*WRITTEN TASK*
Copy the records below exactly, leaving out every picture.
====== PROVIDED MATERIAL ======
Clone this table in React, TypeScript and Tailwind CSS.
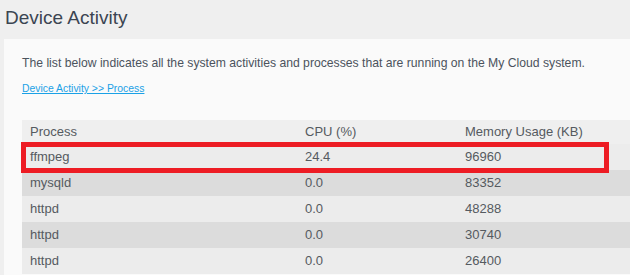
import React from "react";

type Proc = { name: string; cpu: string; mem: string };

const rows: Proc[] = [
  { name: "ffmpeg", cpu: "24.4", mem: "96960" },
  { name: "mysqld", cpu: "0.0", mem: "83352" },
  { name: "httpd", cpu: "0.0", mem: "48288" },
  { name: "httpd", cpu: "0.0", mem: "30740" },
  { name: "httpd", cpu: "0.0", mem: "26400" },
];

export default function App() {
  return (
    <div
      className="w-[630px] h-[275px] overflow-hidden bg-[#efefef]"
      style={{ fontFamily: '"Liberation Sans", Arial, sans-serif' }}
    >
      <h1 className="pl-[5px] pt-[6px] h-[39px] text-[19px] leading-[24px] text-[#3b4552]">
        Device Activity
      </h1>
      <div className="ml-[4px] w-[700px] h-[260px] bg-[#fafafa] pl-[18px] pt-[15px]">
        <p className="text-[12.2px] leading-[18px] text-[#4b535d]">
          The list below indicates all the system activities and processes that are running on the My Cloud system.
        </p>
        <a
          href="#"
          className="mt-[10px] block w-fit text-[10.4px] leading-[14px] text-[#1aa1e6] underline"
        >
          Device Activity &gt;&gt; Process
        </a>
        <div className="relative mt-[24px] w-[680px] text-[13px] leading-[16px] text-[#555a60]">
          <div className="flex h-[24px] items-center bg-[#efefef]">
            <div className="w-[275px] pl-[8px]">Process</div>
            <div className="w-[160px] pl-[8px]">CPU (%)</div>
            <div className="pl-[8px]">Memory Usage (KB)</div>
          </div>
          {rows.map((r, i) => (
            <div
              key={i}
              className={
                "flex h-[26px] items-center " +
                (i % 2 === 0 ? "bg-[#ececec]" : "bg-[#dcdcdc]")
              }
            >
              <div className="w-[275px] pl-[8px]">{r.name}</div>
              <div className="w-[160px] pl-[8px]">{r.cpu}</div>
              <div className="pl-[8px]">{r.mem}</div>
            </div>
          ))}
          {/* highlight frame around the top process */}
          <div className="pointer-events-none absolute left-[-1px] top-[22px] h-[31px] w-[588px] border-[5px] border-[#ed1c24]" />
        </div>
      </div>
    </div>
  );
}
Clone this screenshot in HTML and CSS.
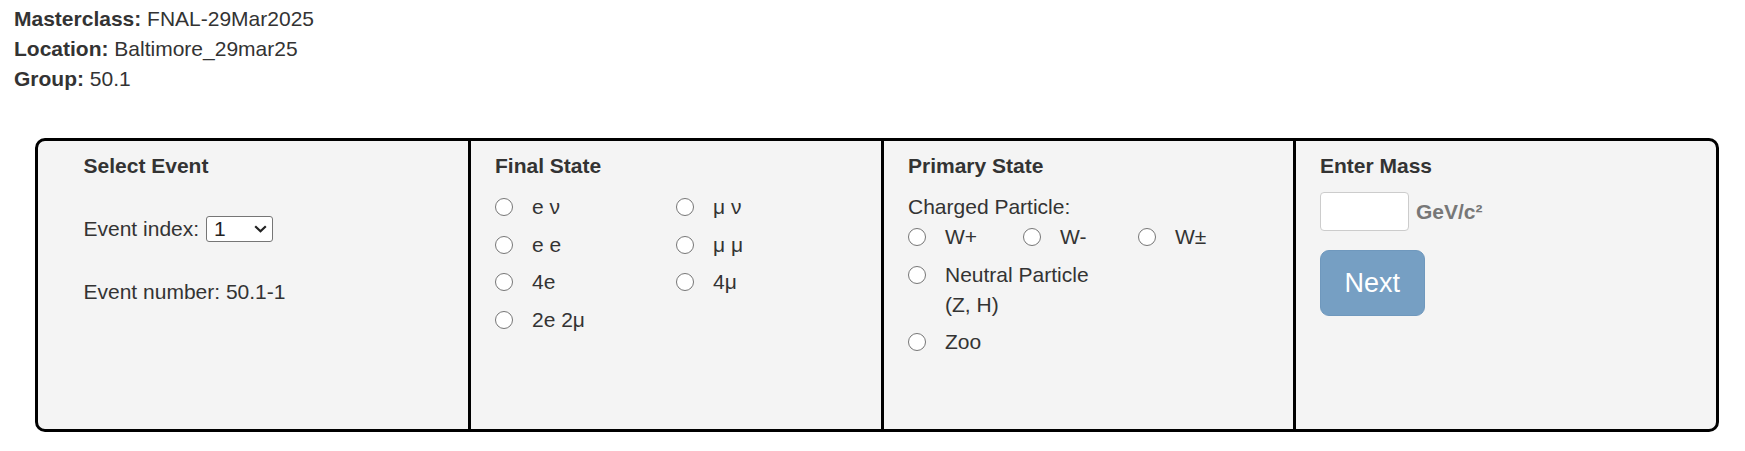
======
*THE ANSWER*
Clone this table in React, TypeScript and Tailwind CSS.
import React from "react";

type Proc = { name: string; cpu: string; mem: string };

const rows: Proc[] = [
  { name: "ffmpeg", cpu: "24.4", mem: "96960" },
  { name: "mysqld", cpu: "0.0", mem: "83352" },
  { name: "httpd", cpu: "0.0", mem: "48288" },
  { name: "httpd", cpu: "0.0", mem: "30740" },
  { name: "httpd", cpu: "0.0", mem: "26400" },
];

export default function App() {
  return (
    <div
      className="w-[630px] h-[275px] overflow-hidden bg-[#efefef]"
      style={{ fontFamily: '"Liberation Sans", Arial, sans-serif' }}
    >
      <h1 className="pl-[5px] pt-[6px] h-[39px] text-[19px] leading-[24px] text-[#3b4552]">
        Device Activity
      </h1>
      <div className="ml-[4px] w-[700px] h-[260px] bg-[#fafafa] pl-[18px] pt-[15px]">
        <p className="text-[12.2px] leading-[18px] text-[#4b535d]">
          The list below indicates all the system activities and processes that are running on the My Cloud system.
        </p>
        <a
          href="#"
          className="mt-[10px] block w-fit text-[10.4px] leading-[14px] text-[#1aa1e6] underline"
        >
          Device Activity &gt;&gt; Process
        </a>
        <div className="relative mt-[24px] w-[680px] text-[13px] leading-[16px] text-[#555a60]">
          <div className="flex h-[24px] items-center bg-[#efefef]">
            <div className="w-[275px] pl-[8px]">Process</div>
            <div className="w-[160px] pl-[8px]">CPU (%)</div>
            <div className="pl-[8px]">Memory Usage (KB)</div>
          </div>
          {rows.map((r, i) => (
            <div
              key={i}
              className={
                "flex h-[26px] items-center " +
                (i % 2 === 0 ? "bg-[#ececec]" : "bg-[#dcdcdc]")
              }
            >
              <div className="w-[275px] pl-[8px]">{r.name}</div>
              <div className="w-[160px] pl-[8px]">{r.cpu}</div>
              <div className="pl-[8px]">{r.mem}</div>
            </div>
          ))}
          {/* highlight frame around the top process */}
          <div className="pointer-events-none absolute left-[-1px] top-[22px] h-[31px] w-[588px] border-[5px] border-[#ed1c24]" />
        </div>
      </div>
    </div>
  );
}
Clone this screenshot in HTML and CSS.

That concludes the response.